● DATASET CONTENT:
────
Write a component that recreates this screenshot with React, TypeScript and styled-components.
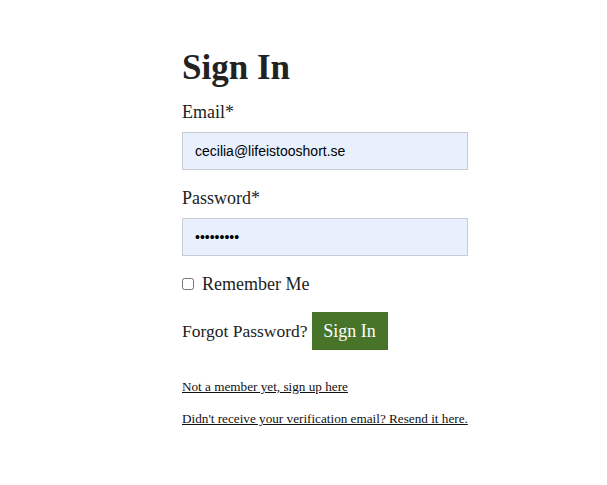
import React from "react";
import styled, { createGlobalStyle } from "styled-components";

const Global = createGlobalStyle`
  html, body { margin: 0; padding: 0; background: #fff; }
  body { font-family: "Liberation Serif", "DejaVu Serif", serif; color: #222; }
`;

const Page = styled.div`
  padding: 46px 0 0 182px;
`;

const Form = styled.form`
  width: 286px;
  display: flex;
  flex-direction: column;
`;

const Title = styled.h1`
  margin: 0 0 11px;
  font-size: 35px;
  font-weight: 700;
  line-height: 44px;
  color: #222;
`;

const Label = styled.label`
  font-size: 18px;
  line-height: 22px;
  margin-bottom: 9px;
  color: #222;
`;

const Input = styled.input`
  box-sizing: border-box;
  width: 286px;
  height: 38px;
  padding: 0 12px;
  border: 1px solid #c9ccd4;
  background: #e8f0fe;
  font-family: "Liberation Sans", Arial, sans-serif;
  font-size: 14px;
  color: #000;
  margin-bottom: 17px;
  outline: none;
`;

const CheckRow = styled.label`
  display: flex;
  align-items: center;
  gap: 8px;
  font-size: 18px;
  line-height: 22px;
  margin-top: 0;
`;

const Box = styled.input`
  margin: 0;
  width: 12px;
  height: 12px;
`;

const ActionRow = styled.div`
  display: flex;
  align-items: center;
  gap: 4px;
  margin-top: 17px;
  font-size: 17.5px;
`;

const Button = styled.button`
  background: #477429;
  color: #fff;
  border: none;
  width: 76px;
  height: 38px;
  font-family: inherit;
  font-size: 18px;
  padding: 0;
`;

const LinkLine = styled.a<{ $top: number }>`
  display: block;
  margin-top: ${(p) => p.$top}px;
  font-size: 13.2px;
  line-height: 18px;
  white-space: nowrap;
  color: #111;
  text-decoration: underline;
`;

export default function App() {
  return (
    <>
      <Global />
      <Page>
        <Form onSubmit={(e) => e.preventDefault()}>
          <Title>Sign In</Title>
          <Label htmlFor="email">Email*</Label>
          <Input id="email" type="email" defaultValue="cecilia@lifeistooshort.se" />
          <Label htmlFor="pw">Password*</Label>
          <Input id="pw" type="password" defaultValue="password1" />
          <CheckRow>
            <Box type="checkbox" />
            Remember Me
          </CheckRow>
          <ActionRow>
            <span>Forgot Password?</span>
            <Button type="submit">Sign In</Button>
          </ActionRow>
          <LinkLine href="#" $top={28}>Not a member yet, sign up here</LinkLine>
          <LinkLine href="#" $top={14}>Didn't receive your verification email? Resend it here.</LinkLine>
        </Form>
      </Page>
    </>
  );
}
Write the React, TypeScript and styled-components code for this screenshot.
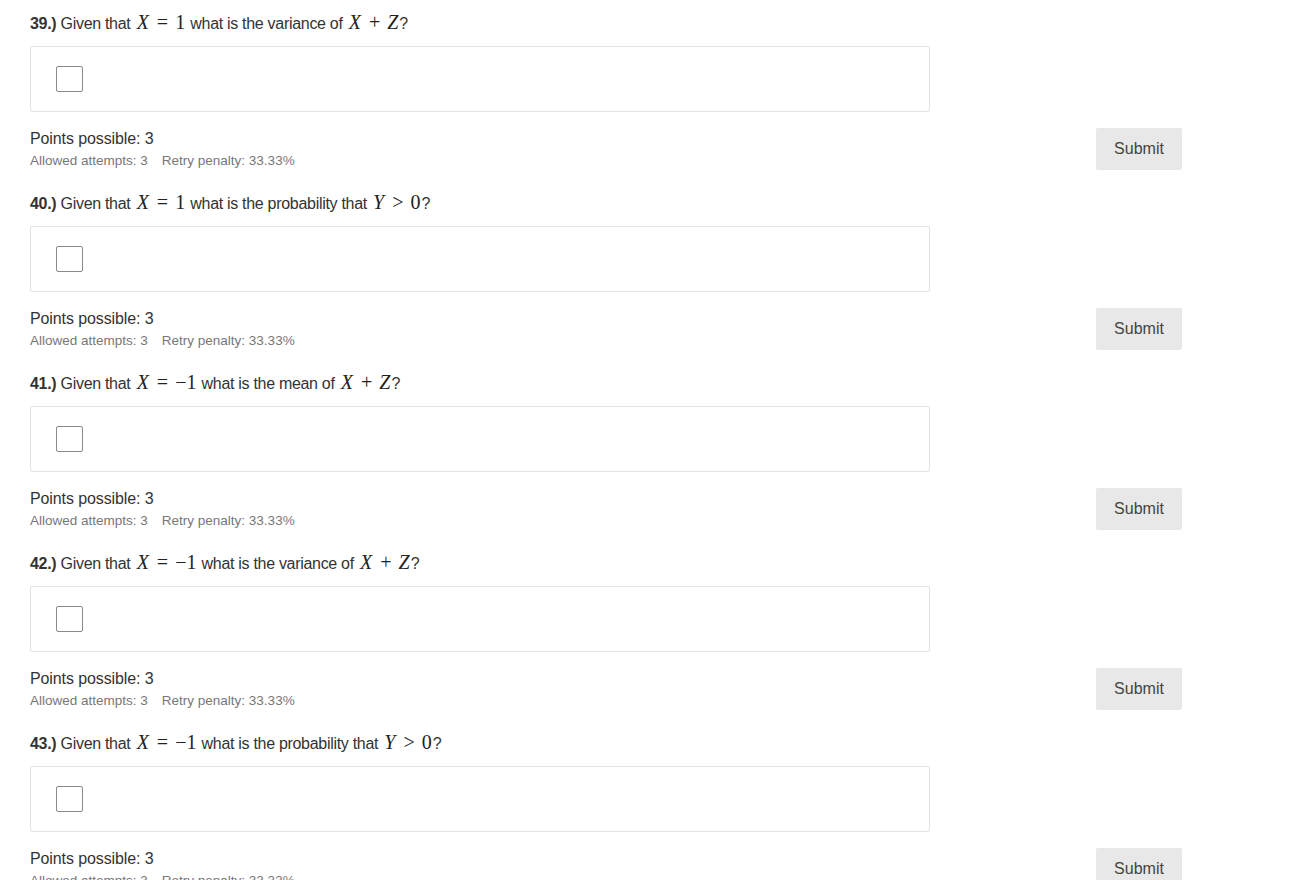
────
● PROBLEM:
Each entry should be repeated exactly as it appears; the pictures stay out.

● SOLUTION TO THIS TASK:
Write a component that recreates this screenshot with React, TypeScript and styled-components.
import React from "react";
import styled, { createGlobalStyle } from "styled-components";

const Global = createGlobalStyle`
  html, body { margin: 0; padding: 0; background: #fff; }
  body { font-family: "Liberation Serif", "DejaVu Serif", serif; color: #222; }
`;

const Page = styled.div`
  padding: 46px 0 0 182px;
`;

const Form = styled.form`
  width: 286px;
  display: flex;
  flex-direction: column;
`;

const Title = styled.h1`
  margin: 0 0 11px;
  font-size: 35px;
  font-weight: 700;
  line-height: 44px;
  color: #222;
`;

const Label = styled.label`
  font-size: 18px;
  line-height: 22px;
  margin-bottom: 9px;
  color: #222;
`;

const Input = styled.input`
  box-sizing: border-box;
  width: 286px;
  height: 38px;
  padding: 0 12px;
  border: 1px solid #c9ccd4;
  background: #e8f0fe;
  font-family: "Liberation Sans", Arial, sans-serif;
  font-size: 14px;
  color: #000;
  margin-bottom: 17px;
  outline: none;
`;

const CheckRow = styled.label`
  display: flex;
  align-items: center;
  gap: 8px;
  font-size: 18px;
  line-height: 22px;
  margin-top: 0;
`;

const Box = styled.input`
  margin: 0;
  width: 12px;
  height: 12px;
`;

const ActionRow = styled.div`
  display: flex;
  align-items: center;
  gap: 4px;
  margin-top: 17px;
  font-size: 17.5px;
`;

const Button = styled.button`
  background: #477429;
  color: #fff;
  border: none;
  width: 76px;
  height: 38px;
  font-family: inherit;
  font-size: 18px;
  padding: 0;
`;

const LinkLine = styled.a<{ $top: number }>`
  display: block;
  margin-top: ${(p) => p.$top}px;
  font-size: 13.2px;
  line-height: 18px;
  white-space: nowrap;
  color: #111;
  text-decoration: underline;
`;

export default function App() {
  return (
    <>
      <Global />
      <Page>
        <Form onSubmit={(e) => e.preventDefault()}>
          <Title>Sign In</Title>
          <Label htmlFor="email">Email*</Label>
          <Input id="email" type="email" defaultValue="cecilia@lifeistooshort.se" />
          <Label htmlFor="pw">Password*</Label>
          <Input id="pw" type="password" defaultValue="password1" />
          <CheckRow>
            <Box type="checkbox" />
            Remember Me
          </CheckRow>
          <ActionRow>
            <span>Forgot Password?</span>
            <Button type="submit">Sign In</Button>
          </ActionRow>
          <LinkLine href="#" $top={28}>Not a member yet, sign up here</LinkLine>
          <LinkLine href="#" $top={14}>Didn't receive your verification email? Resend it here.</LinkLine>
        </Form>
      </Page>
    </>
  );
}
Write the React, TypeScript and styled-components code for this screenshot.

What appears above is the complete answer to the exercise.